Question

Find each interior and exterior angle of a regular polygon having 30 sides.
A
$$ 144^\circ,36^\circ $$
B
$$ 156^\circ,24^\circ $$
C
$$ 164^\circ,16^\circ $$
D
$$ 168^\circ,12^\circ $$

Answer

**step1** Understanding the properties of a regular polygon

A regular polygon is a polygon that has all sides equal in length and all interior angles equal in measure. Consequently, all its exterior angles are also equal in measure.

**step2** Calculating the measure of each exterior angle

For any convex polygon, the sum of its exterior angles is always 360 degrees.
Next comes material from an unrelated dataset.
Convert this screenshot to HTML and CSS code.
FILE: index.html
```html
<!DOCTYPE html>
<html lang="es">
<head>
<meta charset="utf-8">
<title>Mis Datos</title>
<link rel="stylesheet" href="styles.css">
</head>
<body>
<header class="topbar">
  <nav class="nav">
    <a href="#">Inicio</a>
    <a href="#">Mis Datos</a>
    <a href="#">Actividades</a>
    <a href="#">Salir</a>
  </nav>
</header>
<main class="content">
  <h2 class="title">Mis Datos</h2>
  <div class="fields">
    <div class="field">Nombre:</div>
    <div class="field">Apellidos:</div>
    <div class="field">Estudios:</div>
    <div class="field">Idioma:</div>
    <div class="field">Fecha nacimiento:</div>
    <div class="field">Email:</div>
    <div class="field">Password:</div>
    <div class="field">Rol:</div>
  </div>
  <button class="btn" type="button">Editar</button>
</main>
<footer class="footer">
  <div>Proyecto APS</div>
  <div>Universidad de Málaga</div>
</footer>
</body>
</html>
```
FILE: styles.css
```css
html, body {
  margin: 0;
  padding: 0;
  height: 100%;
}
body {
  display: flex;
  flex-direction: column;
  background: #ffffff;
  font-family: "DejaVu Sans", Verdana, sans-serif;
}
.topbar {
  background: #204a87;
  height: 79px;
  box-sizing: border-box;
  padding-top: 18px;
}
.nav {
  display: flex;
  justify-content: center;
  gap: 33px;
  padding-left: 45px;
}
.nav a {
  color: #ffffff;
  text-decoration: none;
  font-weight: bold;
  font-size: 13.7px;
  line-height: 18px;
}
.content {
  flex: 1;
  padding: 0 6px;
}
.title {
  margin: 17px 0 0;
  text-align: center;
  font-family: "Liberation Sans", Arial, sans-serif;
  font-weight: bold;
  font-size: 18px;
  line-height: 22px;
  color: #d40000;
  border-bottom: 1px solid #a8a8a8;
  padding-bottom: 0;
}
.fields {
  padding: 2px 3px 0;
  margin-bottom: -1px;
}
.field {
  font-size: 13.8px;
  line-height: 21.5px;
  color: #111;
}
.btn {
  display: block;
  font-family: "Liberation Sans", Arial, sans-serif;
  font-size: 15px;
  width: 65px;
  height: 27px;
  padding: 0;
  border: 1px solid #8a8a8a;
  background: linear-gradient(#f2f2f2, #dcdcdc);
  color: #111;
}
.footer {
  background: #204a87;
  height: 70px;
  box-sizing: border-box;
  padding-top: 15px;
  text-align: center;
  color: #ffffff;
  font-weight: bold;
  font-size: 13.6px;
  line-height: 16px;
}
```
Since this is a regular polygon with 30 sides, it has 30 exterior angles, all of which are equal. To find the measure of one exterior angle, we divide the total sum of exterior angles (360 degrees) by the number of sides (30).

Each exterior angle = $$ \frac{360^\circ}{30} $$

Performing the division:
$$ 360 \div 30 = 12 $$
So, each exterior angle is $$ 12^\circ $$.
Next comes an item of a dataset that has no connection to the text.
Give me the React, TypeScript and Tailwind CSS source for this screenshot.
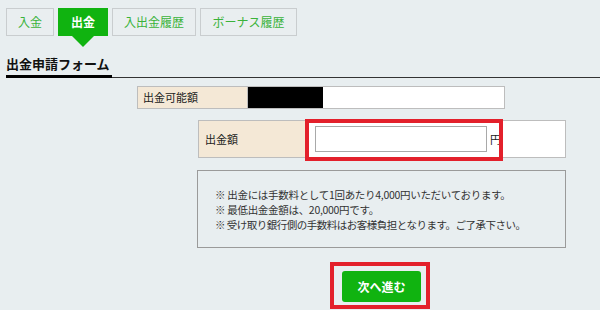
import React from 'react'

const font = { fontFamily: '"Noto Sans CJK JP", "Noto Sans", sans-serif' }

const tabs = [
  { label: '入金', w: 'w-[48px]', active: false },
  { label: '出金', w: 'w-[50px]', active: true },
  { label: '入出金履歴', w: 'w-[84px]', active: false },
  { label: 'ボーナス履歴', w: 'w-[97px]', active: false },
]

export default function App() {
  return (
    <div className="w-[600px] h-[310px] overflow-hidden bg-[#e8eef0] text-[#222]" style={font}>
      {/* tabs */}
      <div className="flex gap-[4px] pl-[6px] pt-[8px]">
        {tabs.map((t) => (
          <div
            key={t.label}
            className={
              t.active
                ? `relative ${t.w} h-[28px] flex items-center justify-center bg-[#10b310] text-white text-[12px] font-bold`
                : `${t.w} h-[28px] flex items-center justify-center border border-[#c9cdcf] bg-[#e9eef0] text-[#3ab33a] text-[12px]`
            }
          >
            {t.label}
            {t.active && (
              <span className="absolute left-1/2 -translate-x-1/2 top-full w-0 h-0 border-l-[11px] border-r-[11px] border-t-[11px] border-l-transparent border-r-transparent border-t-[#10b310]" />
            )}
          </div>
        ))}
      </div>

      {/* heading */}
      <div className="mt-[18px] ml-[6px] border-b border-[#333] flex">
        <div className="border-b-[3px] border-black -mb-px pb-[1px] text-[13px] font-bold leading-[20px] text-[#111] pr-[2px]">
          出金申請フォーム
        </div>
      </div>

      {/* available amount */}
      <div className="mt-[8px] ml-[137px] w-[368px] h-[23px] flex border border-[#bdbdbd]">
        <div className="w-[110px] bg-[#f4e8d6] border-r border-[#bdbdbd] flex items-center pl-[5px] text-[11px]">
          出金可能額
        </div>
        <div className="flex-1 bg-white flex items-stretch">
          <div className="w-[75px] bg-black" />
        </div>
      </div>

      {/* amount input */}
      <div className="mt-[11px] ml-[198px] w-[368px] h-[38px] flex border border-[#bdbdbd]">
        <div className="w-[107px] bg-[#f4e8d6] border-r border-[#bdbdbd] flex items-center pl-[6px] text-[11px]">
          出金額
        </div>
        <div className="relative flex-1 bg-white flex items-center pl-[9px]">
          <div className="w-[172px] h-[26px] border border-[#a9a9a9] bg-white" />
          <span className="ml-[3px] text-[11px]">円</span>
          <div className="absolute left-[-1px] top-[-2px] w-[198px] h-[42px] border-[4px] border-[#e3202b]" />
        </div>
      </div>

      {/* notes */}
      <div className="mt-[12px] ml-[197px] w-[369px] h-[78px] border border-[#9a9a9a] pt-[16px] pl-[17px] text-[10.5px] leading-[15px] text-[#333] whitespace-nowrap">
        <p className="tracking-[-0.3px]">※ 出金には手数料として1回あたり4,000円いただいております。</p>
        <p className="tracking-[-0.3px]">※ 最低出金金額は、20,000円です。</p>
        <p className="tracking-[-0.5px]">※ 受け取り銀行側の手数料はお客様負担となります。ご了承下さい。</p>
      </div>

      {/* button */}
      <div className="mt-[14px] ml-[330px] w-[100px] h-[47px] border-[4px] border-[#e3202b] pt-[5px] pl-[8px]">
        <button className="w-[79px] h-[31px] rounded-[3px] bg-[#10b310] text-white text-[12px] font-bold">
          次へ進む
        </button>
      </div>
    </div>
  )
}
**step3** Calculating the measure of each interior angle

At each vertex of a polygon, an interior angle and its corresponding exterior angle form a linear pair. This means that they add up to 180 degrees (they are supplementary angles). We can use this property to find the interior angle.

Interior angle + Exterior angle = $$ 180^\circ $$

We already found that the exterior angle is $$ 12^\circ $$. Now we can subtract this from 180 degrees to find the interior angle:
Interior angle = $$ 180^\circ - 12^\circ $$
$$ 180 - 12 = 168 $$
So, each interior angle is $$ 168^\circ $$.

**step4** Stating the final answer

The interior angle of the regular polygon having 30 sides is $$ 168^\circ $$, and the exterior angle is $$ 12^\circ $$.

Comparing this with the given options, the correct option is D.